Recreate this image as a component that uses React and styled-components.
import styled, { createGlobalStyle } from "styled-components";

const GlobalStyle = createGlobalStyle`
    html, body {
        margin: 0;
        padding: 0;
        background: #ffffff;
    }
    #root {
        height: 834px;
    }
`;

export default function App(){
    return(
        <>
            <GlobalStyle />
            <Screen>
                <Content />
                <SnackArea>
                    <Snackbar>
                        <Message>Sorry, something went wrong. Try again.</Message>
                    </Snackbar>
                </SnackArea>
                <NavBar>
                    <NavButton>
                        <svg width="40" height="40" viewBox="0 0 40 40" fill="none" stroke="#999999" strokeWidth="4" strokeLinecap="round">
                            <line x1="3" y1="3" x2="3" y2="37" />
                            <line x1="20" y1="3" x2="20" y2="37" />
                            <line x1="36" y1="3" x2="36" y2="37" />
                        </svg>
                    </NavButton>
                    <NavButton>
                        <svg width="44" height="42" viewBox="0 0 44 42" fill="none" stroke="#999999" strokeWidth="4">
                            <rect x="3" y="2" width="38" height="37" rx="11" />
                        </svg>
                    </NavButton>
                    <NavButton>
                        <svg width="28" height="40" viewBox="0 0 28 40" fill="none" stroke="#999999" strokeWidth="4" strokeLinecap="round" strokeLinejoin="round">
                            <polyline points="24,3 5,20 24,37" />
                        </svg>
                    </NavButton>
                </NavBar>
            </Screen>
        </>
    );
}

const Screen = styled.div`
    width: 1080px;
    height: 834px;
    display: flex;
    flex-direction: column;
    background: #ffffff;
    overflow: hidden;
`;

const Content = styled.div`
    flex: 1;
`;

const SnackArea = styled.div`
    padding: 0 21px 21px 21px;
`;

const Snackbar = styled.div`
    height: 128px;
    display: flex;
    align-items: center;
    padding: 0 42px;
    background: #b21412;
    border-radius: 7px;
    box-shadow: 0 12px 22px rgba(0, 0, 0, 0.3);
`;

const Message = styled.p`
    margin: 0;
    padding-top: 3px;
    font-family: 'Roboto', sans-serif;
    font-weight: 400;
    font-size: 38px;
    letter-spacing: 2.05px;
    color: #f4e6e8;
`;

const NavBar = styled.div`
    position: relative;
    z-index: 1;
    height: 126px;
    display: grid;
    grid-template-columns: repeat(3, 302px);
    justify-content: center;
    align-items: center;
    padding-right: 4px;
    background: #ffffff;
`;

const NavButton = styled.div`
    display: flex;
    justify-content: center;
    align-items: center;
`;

### Problem
Transcribe the material exactly as it reads.

### Result
Recreate this image as a component that uses React and styled-components.
import styled, { createGlobalStyle } from "styled-components";

const GlobalStyle = createGlobalStyle`
    html, body {
        margin: 0;
        padding: 0;
        background: #ffffff;
    }
    #root {
        height: 834px;
    }
`;

export default function App(){
    return(
        <>
            <GlobalStyle />
            <Screen>
                <Content />
                <SnackArea>
                    <Snackbar>
                        <Message>Sorry, something went wrong. Try again.</Message>
                    </Snackbar>
                </SnackArea>
                <NavBar>
                    <NavButton>
                        <svg width="40" height="40" viewBox="0 0 40 40" fill="none" stroke="#999999" strokeWidth="4" strokeLinecap="round">
                            <line x1="3" y1="3" x2="3" y2="37" />
                            <line x1="20" y1="3" x2="20" y2="37" />
                            <line x1="36" y1="3" x2="36" y2="37" />
                        </svg>
                    </NavButton>
                    <NavButton>
                        <svg width="44" height="42" viewBox="0 0 44 42" fill="none" stroke="#999999" strokeWidth="4">
                            <rect x="3" y="2" width="38" height="37" rx="11" />
                        </svg>
                    </NavButton>
                    <NavButton>
                        <svg width="28" height="40" viewBox="0 0 28 40" fill="none" stroke="#999999" strokeWidth="4" strokeLinecap="round" strokeLinejoin="round">
                            <polyline points="24,3 5,20 24,37" />
                        </svg>
                    </NavButton>
                </NavBar>
            </Screen>
        </>
    );
}

const Screen = styled.div`
    width: 1080px;
    height: 834px;
    display: flex;
    flex-direction: column;
    background: #ffffff;
    overflow: hidden;
`;

const Content = styled.div`
    flex: 1;
`;

const SnackArea = styled.div`
    padding: 0 21px 21px 21px;
`;

const Snackbar = styled.div`
    height: 128px;
    display: flex;
    align-items: center;
    padding: 0 42px;
    background: #b21412;
    border-radius: 7px;
    box-shadow: 0 12px 22px rgba(0, 0, 0, 0.3);
`;

const Message = styled.p`
    margin: 0;
    padding-top: 3px;
    font-family: 'Roboto', sans-serif;
    font-weight: 400;
    font-size: 38px;
    letter-spacing: 2.05px;
    color: #f4e6e8;
`;

const NavBar = styled.div`
    position: relative;
    z-index: 1;
    height: 126px;
    display: grid;
    grid-template-columns: repeat(3, 302px);
    justify-content: center;
    align-items: center;
    padding-right: 4px;
    background: #ffffff;
`;

const NavButton = styled.div`
    display: flex;
    justify-content: center;
    align-items: center;
`;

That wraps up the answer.